(Problem requirements): In the records below, find each line containing the word "this" and copy it.

(Data to process):
::::::::

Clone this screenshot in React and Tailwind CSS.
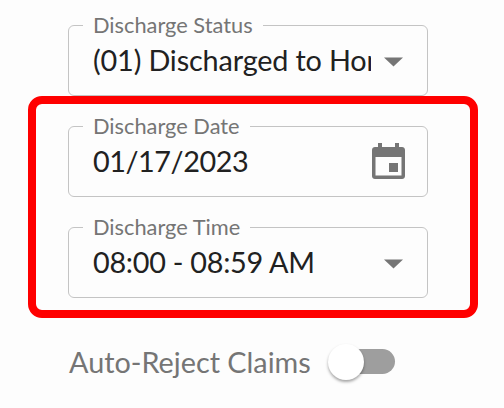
import React from 'react'

const Caret = () => (
  <svg width="19" height="10" viewBox="0 0 19 10" className="mt-[4px] shrink-0">
    <path d="M0 0.500h19L9.500 9.500z" fill="#757575" />
  </svg>
)

const CalendarIcon = () => (
  <svg width="33" height="36" viewBox="0 0 33 36" className="shrink-0">
    <path
      fillRule="evenodd"
      d="M6 0h4v4h13V0h4v4h3c1.700 0 3 1.300 3 3v26c0 1.700-1.300 3-3 3H3c-1.700 0-3-1.300-3-3V7c0-1.700 1.300-3 3-3h3zM3.500 14v18.500h26V14z"
      fill="#757575"
    />
    <rect x="17" y="20" width="9" height="9" fill="#757575" />
  </svg>
)

const Field = ({ label, value, children, valueClass }) => (
  <fieldset className="h-[81px] w-[360px] rounded-[6px] border border-[#c4c4c4] pl-[13px] pr-[24px] [font-family:Lato,sans-serif]">
    <legend className="ml-[1px] px-[10px] text-[21.8px] leading-[20px] text-[#757575] whitespace-nowrap">{label}</legend>
    <div className="flex h-[50px] items-center justify-between">
      <span className={`pl-[11px] text-[28.8px] leading-[36px] text-[#212121] whitespace-nowrap overflow-hidden ${valueClass}`}>
        {value}
      </span>
      {children}
    </div>
  </fieldset>
)

const App = () => {
  return (
    <div className="h-[408px] w-[504px] overflow-hidden bg-[#fdfdfd] pl-[28px] pt-[15px] [font-family:Lato,sans-serif]">
      <div className="ml-[40px]">
        <Field label="Discharge Status" value="(01) Discharged to Home" valueClass="w-[289px] tracking-[-0.15px]">
          <Caret />
        </Field>
      </div>
      <div className="flex h-[222px] w-[450px] flex-col gap-[20px] rounded-[14px] border-[8px] border-[#ff0000] pl-[32px] pt-[12px]">
        <Field label="Discharge Date" value="01/17/2023" valueClass="tracking-[-0.44px]">
          <div className="-mr-[2px] -mt-[1px]"><CalendarIcon /></div>
        </Field>
        <Field label="Discharge Time" value="08:00 - 08:59 AM" valueClass="tracking-[-0.27px]">
          <Caret />
        </Field>
      </div>
      <div className="ml-[41px] mt-[26px] flex items-start">
        <span className="text-[28.8px] leading-[36px] text-[#757575]">Auto-Reject Claims</span>
        <div className="relative ml-[34px] mt-[5px] h-[25px] w-[50px] rounded-full bg-[#9e9e9e]">
          <div className="absolute -left-[17px] -top-[5px] h-[36px] w-[36px] rounded-full bg-white shadow-[0_2px_3px_rgba(0,0,0,0.35)]" />
        </div>
      </div>
    </div>
  )
}

export default App
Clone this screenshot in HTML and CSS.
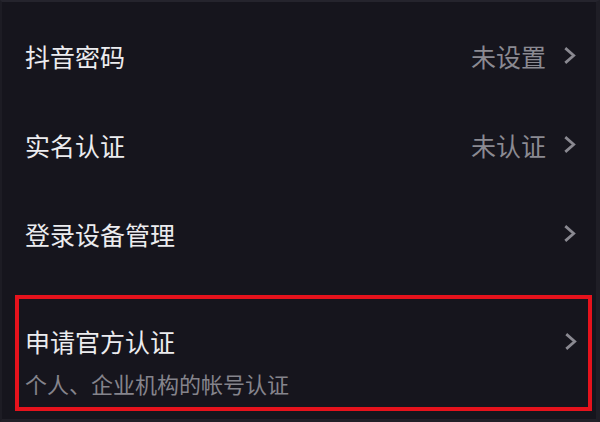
FILE: index.html
```html
<!DOCTYPE html>
<html lang="zh-CN">
<head>
  <meta charset="UTF-8" />
  <meta name="viewport" content="width=device-width, initial-scale=1.0"/>
  <title>账号与安全</title>
  <link rel="stylesheet" href="styles.css">
</head>
<body>
  <div class="screen">
    <div class="row">
      <span class="label">抖音密码</span>
      <span class="value">未设置</span>
      <svg class="chevron" viewBox="0 0 12 18"><path d="M2 2 L10 9 L2 16" /></svg>
    </div>
    <div class="row">
      <span class="label">实名认证</span>
      <span class="value">未认证</span>
      <svg class="chevron" viewBox="0 0 12 18"><path d="M2 2 L10 9 L2 16" /></svg>
    </div>
    <div class="row">
      <span class="label">登录设备管理</span>
      <svg class="chevron" viewBox="0 0 12 18"><path d="M2 2 L10 9 L2 16" /></svg>
    </div>

    <div class="highlight">
      <div class="highlight-head">
        <span class="label">申请官方认证</span>
        <svg class="chevron" viewBox="0 0 12 18"><path d="M2 2 L10 9 L2 16" /></svg>
      </div>
      <div class="sub">个人、企业机构的帐号认证</div>
    </div>
  </div>
</body>
</html>
```

FILE: styles.css
```css
* {
  box-sizing: border-box;
}

body {
  margin: 0;
  background: #16151d;
  font-family: "Noto Sans CJK SC", "Noto Sans", sans-serif;
}

.screen {
  width: 600px;
  height: 422px;
  padding-top: 10px;
  border-top: 2px solid #25242d;
  border-left: 2px solid #1d1c24;
  border-right: 4px solid #1f1e26;
  border-bottom: 3px solid #212028;
}

.row {
  display: flex;
  align-items: center;
  height: 91px;
  padding: 0 20px 0 23px;
  margin-top: -2px;
}

.label {
  flex: 1;
  color: #ececef;
  font-size: 25px;
  line-height: 30px;
}

.value {
  color: #8b8a92;
  font-size: 25px;
  line-height: 30px;
  margin-right: 17px;
}

.chevron {
  width: 13px;
  height: 19px;
  fill: none;
  stroke: #8a8991;
  stroke-width: 2.6;
}

.highlight {
  margin: 16px 4px 0 13px;
  border: 4px solid #e6121c;
  padding: 27px 11px 11px 6px;
}

.highlight-head {
  display: flex;
  align-items: center;
}

.sub {
  margin-top: 14px;
  color: #85848c;
  font-size: 22px;
  line-height: 26px;
}
```
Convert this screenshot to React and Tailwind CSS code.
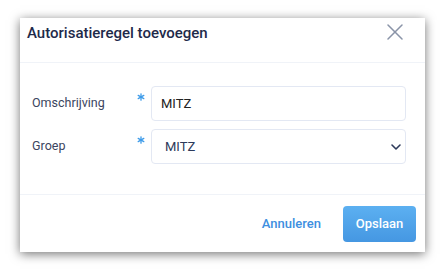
import { ChevronDown } from "lucide-react";

const Star = () => (
  <svg width="8" height="8" viewBox="0 0 8 8" className="text-[#3d9be9]">
    <g stroke="currentColor" strokeWidth="1.3" strokeLinecap="round">
      <line x1="4" y1="0.8" x2="4" y2="7.2" />
      <line x1="1.2" y1="2.4" x2="6.8" y2="5.6" />
      <line x1="1.2" y1="5.6" x2="6.8" y2="2.4" />
    </g>
  </svg>
);

const Row = ({ label, children }) => (
  <div className="flex items-stretch h-[35px]">
    <div className="w-[117px] pl-[12px] flex items-center text-[12.5px] text-[#3b4560]">
      {label}
    </div>
    <div className="w-[14px] pt-[7px]">
      <Star />
    </div>
    {children}
  </div>
);

export default function App() {
  return (
    <div
      className="w-[446px] h-[271px] bg-white pt-[18px] pl-[20px]"
      style={{ fontFamily: "Roboto, 'Liberation Sans', sans-serif" }}
    >
      <div className="w-[405px] h-[234px] bg-white flex flex-col shadow-[0_2px_10px_rgba(0,0,0,0.55)]">
        <div className="h-[45px] border-b border-[#f0f3f8] flex items-start justify-between pl-[7px] pr-[22px] pt-[4px]">
          <h2 className="text-[15px] font-medium text-[#1e2a4a]">
            Autorisatieregel toevoegen
          </h2>
          <svg width="16" height="16" viewBox="0 0 16 16" className="text-[#8a94a8] mt-[2px]">
            <g stroke="currentColor" strokeWidth="1.5" strokeLinecap="round">
              <line x1="1" y1="1" x2="15" y2="15" />
              <line x1="15" y1="1" x2="1" y2="15" />
            </g>
          </svg>
        </div>
        <div className="flex-1 pt-[23px] flex flex-col gap-[8px] border-b border-[#f0f3f8]">
          <Row label="Omschrijving">
            <div className="w-[255px] border border-[#e3e8f3] rounded-[4px] flex items-center px-[9px] text-[13px] text-[#222]">
              MITZ
            </div>
          </Row>
          <Row label="Groep">
            <div className="w-[255px] border border-[#e3e8f3] rounded-[4px] flex items-center justify-between pl-[13px] pr-[1px] text-[13px] text-[#2d3a5a]">
              <span>MITZ</span>
              <ChevronDown size={16} strokeWidth={2.4} className="text-[#2d3a5a]" />
            </div>
          </Row>
        </div>
        <div className="h-[57px] flex items-center justify-end pr-[9px] gap-[22px]">
          <span className="text-[13px] font-medium text-[#3d8fe0]">Annuleren</span>
          <button className="w-[73px] h-[36px] rounded-[4px] bg-gradient-to-b from-[#5cb0f1] to-[#4597e2] text-white text-[13px] font-medium">
            Opslaan
          </button>
        </div>
      </div>
    </div>
  );
}
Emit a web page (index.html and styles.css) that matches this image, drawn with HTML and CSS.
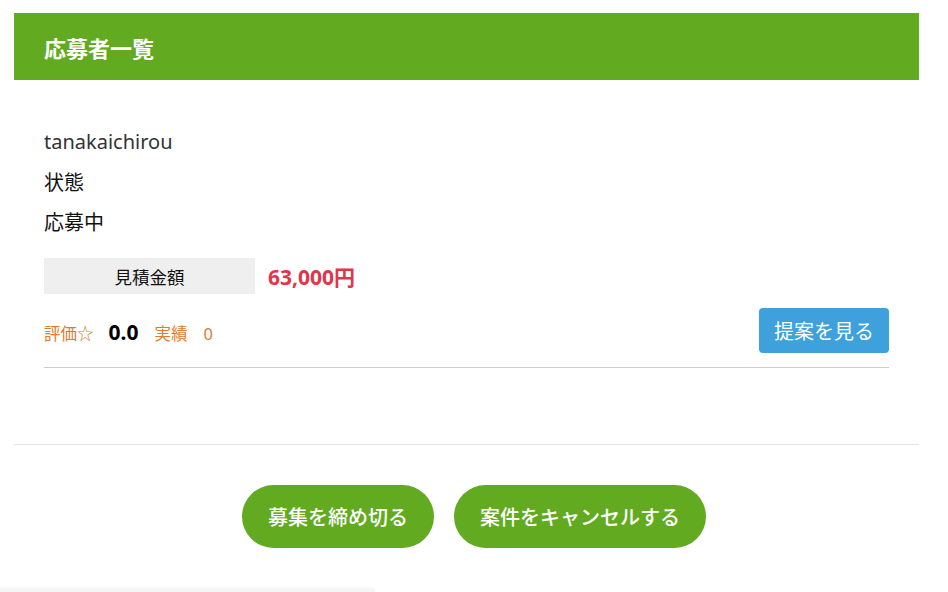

::::::::

(Expected answer):
Clone this screenshot in React and Tailwind CSS.
Clone this screenshot in HTML and CSS.
Convert this screenshot to React and Tailwind CSS code.
Emit a web page (index.html and styles.css) that matches this image, drawn with HTML and CSS.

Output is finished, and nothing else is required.